» AIM OF THE TASK: Search the material below for the string "styles" and list each line that holds it.

» DATA LINES:
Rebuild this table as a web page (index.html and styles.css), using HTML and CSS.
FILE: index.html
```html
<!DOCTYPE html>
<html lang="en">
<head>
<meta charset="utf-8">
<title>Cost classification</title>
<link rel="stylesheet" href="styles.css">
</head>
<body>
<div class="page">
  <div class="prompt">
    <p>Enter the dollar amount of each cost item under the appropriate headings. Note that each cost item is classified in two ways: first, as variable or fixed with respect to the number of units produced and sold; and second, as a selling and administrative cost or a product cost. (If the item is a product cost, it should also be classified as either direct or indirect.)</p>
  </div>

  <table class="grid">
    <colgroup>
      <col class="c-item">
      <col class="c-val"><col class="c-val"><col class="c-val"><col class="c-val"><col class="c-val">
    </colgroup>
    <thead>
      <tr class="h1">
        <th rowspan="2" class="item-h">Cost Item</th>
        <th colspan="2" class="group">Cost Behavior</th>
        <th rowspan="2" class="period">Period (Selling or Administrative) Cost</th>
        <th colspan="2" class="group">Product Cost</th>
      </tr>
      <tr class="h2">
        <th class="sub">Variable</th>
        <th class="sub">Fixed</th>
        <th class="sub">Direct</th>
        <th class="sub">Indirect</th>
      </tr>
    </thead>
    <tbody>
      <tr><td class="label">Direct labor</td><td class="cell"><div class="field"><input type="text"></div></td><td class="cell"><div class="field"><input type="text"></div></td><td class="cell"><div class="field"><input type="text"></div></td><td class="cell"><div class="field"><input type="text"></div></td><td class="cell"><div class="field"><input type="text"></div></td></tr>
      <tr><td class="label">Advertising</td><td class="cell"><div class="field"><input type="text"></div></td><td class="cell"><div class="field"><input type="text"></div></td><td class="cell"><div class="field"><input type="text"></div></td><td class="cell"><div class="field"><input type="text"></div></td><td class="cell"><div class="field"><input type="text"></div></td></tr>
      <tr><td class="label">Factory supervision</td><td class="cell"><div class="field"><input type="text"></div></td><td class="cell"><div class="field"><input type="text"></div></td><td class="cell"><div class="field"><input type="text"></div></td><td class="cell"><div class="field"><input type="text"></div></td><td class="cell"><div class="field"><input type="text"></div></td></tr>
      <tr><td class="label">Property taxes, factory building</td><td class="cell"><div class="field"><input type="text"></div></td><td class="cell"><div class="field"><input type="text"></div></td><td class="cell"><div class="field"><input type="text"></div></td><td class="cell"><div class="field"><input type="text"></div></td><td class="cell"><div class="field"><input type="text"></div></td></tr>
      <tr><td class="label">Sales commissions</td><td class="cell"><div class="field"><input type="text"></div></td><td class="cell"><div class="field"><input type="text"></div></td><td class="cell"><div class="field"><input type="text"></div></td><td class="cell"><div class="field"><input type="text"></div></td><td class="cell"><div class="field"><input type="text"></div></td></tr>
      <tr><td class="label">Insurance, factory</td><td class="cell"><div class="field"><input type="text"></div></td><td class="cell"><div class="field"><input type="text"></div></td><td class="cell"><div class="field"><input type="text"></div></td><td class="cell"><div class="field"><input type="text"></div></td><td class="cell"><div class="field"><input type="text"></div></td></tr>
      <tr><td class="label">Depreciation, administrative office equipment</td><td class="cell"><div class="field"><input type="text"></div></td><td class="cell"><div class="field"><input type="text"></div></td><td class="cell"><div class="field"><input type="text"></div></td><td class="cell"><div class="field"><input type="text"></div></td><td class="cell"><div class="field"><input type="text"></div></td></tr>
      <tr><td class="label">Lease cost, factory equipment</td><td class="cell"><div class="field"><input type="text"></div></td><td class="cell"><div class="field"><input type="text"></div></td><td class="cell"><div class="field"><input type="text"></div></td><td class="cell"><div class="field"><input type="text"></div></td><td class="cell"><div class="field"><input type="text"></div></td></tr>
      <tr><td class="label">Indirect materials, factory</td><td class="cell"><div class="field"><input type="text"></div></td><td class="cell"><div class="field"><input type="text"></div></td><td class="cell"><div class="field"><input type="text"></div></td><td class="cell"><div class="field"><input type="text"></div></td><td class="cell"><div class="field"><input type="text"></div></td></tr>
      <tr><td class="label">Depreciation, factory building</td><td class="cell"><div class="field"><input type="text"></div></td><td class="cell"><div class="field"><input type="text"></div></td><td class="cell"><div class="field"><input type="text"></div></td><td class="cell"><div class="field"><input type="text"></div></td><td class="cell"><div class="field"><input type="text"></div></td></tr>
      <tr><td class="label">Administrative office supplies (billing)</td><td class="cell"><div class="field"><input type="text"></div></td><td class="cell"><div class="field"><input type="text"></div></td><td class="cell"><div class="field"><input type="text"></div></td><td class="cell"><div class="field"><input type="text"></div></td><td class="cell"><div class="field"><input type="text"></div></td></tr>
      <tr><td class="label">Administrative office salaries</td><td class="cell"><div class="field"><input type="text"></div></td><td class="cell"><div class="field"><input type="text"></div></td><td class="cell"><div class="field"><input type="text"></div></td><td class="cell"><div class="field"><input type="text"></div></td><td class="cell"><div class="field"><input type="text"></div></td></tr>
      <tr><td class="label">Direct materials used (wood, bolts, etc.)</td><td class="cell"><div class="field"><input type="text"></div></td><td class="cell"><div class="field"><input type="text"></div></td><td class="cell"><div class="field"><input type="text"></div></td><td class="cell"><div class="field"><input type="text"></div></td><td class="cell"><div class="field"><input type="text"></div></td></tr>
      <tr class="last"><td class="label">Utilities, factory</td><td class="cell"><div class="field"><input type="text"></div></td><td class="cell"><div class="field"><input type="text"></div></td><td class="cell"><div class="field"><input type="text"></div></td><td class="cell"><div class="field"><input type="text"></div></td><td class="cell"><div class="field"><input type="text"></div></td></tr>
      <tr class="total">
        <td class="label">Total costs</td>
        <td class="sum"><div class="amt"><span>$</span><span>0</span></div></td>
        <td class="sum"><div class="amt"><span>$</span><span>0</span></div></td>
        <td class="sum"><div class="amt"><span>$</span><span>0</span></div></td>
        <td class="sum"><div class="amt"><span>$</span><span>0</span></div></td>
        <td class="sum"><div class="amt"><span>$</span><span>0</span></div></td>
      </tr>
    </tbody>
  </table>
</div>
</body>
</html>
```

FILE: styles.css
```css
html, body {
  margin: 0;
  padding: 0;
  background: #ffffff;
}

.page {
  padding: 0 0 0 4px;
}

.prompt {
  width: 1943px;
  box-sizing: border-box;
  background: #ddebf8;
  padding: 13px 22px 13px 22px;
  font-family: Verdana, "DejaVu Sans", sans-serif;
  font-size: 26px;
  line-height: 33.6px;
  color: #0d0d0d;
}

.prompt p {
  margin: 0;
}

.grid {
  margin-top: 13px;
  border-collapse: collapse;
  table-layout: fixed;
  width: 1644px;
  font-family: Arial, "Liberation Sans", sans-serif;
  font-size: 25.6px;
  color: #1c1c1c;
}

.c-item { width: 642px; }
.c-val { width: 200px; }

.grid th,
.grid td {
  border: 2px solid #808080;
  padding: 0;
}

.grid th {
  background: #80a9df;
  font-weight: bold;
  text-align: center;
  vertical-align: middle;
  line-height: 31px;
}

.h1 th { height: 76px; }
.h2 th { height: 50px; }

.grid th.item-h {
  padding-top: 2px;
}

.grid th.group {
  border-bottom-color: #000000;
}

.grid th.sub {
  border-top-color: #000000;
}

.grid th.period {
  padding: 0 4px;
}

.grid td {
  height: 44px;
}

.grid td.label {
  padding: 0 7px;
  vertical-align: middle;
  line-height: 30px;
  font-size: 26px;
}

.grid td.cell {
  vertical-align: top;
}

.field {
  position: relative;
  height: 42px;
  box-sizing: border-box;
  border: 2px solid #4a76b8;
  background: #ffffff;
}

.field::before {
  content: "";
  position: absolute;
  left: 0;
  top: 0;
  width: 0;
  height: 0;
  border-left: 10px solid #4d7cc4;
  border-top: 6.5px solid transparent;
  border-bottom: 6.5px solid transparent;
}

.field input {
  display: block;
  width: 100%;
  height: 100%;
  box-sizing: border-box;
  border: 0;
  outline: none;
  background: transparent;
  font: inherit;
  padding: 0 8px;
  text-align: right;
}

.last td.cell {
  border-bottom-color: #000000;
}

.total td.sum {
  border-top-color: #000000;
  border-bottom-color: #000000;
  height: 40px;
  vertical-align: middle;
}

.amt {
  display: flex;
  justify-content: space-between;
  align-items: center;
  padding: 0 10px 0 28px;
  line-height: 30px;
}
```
==
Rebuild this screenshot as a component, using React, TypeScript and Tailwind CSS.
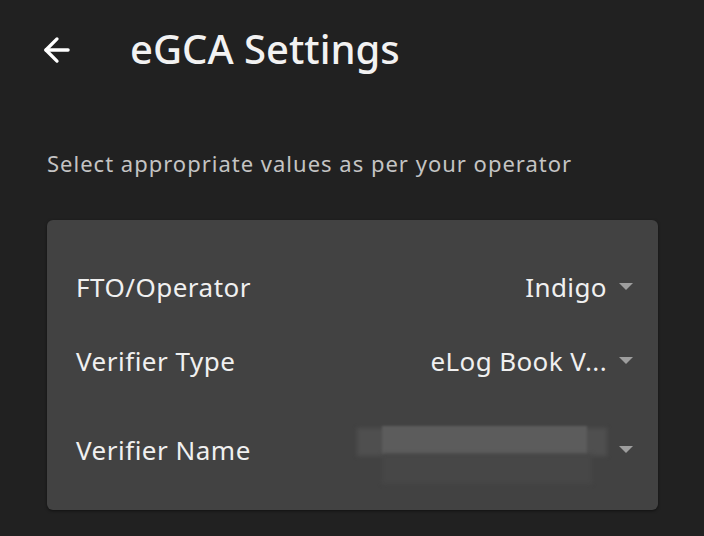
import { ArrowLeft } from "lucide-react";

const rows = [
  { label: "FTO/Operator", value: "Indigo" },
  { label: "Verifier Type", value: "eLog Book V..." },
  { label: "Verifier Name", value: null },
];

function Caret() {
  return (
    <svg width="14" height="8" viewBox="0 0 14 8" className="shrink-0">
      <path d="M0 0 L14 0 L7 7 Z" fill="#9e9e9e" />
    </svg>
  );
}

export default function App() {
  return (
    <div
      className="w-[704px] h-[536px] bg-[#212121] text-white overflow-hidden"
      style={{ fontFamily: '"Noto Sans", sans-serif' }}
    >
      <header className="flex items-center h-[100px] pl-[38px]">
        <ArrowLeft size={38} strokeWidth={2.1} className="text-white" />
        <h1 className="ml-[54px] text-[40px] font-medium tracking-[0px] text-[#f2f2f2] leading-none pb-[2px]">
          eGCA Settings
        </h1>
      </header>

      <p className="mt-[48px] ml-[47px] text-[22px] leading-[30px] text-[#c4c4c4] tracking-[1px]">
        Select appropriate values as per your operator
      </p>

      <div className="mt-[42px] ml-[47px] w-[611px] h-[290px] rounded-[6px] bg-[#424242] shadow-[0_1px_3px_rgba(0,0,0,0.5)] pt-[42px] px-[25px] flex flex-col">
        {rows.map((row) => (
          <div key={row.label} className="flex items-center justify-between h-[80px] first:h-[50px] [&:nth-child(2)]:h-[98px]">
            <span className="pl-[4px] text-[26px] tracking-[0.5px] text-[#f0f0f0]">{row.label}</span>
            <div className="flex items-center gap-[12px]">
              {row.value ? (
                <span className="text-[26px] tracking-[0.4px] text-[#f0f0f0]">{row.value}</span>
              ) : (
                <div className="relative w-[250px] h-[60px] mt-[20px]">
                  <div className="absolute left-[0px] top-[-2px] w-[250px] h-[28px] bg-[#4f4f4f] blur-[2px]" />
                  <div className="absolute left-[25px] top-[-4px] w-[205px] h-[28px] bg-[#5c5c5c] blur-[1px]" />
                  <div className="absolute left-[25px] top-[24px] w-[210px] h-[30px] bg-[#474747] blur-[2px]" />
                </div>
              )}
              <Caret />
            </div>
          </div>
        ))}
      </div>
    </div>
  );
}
* * *
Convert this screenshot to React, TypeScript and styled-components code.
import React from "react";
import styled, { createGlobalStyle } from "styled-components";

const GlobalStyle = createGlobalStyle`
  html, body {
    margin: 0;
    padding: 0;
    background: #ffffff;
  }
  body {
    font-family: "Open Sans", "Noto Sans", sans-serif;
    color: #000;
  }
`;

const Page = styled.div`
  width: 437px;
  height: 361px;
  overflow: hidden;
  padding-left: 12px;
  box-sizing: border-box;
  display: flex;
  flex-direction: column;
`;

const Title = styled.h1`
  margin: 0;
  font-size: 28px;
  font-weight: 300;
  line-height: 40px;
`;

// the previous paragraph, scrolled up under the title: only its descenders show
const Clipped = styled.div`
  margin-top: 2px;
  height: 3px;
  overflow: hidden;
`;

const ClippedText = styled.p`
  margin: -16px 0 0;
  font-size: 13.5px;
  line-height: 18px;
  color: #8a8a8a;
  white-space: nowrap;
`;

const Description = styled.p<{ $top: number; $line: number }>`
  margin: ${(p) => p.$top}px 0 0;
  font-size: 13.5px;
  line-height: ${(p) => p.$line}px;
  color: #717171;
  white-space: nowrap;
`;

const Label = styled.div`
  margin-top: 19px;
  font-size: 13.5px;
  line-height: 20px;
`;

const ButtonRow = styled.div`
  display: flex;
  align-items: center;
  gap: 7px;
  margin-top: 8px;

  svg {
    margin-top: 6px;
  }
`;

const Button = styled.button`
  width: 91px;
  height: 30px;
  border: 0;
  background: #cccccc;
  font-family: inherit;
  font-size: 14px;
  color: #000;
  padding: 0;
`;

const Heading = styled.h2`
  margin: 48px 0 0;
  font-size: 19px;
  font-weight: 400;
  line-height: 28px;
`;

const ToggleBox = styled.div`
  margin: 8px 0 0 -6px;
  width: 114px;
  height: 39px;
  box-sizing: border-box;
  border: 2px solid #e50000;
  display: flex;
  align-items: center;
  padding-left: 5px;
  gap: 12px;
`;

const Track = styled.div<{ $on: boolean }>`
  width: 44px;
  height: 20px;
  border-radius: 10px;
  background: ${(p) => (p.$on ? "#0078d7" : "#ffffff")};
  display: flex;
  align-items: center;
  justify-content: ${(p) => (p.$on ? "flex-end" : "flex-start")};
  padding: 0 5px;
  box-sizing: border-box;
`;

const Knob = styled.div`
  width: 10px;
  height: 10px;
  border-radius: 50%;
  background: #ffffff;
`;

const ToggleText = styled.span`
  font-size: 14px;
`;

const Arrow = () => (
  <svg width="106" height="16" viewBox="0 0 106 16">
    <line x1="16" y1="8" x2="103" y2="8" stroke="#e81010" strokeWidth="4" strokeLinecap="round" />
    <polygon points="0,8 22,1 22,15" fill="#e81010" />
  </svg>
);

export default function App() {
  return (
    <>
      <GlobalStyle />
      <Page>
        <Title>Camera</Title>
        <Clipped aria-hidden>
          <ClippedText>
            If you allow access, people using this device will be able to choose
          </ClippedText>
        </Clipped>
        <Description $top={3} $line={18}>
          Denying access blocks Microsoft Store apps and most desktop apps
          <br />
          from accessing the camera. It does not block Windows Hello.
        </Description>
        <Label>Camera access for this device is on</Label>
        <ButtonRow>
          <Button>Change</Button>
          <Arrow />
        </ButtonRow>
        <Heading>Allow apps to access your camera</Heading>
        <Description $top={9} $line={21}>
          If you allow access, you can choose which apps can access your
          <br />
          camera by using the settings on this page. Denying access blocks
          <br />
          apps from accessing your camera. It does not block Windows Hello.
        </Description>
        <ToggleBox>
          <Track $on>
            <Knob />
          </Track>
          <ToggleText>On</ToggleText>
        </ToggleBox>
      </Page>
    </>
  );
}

» REPLY TO THE TASK:
Rebuild this table as a web page (index.html and styles.css), using HTML and CSS.
<link rel="stylesheet" href="styles.css">
FILE: styles.css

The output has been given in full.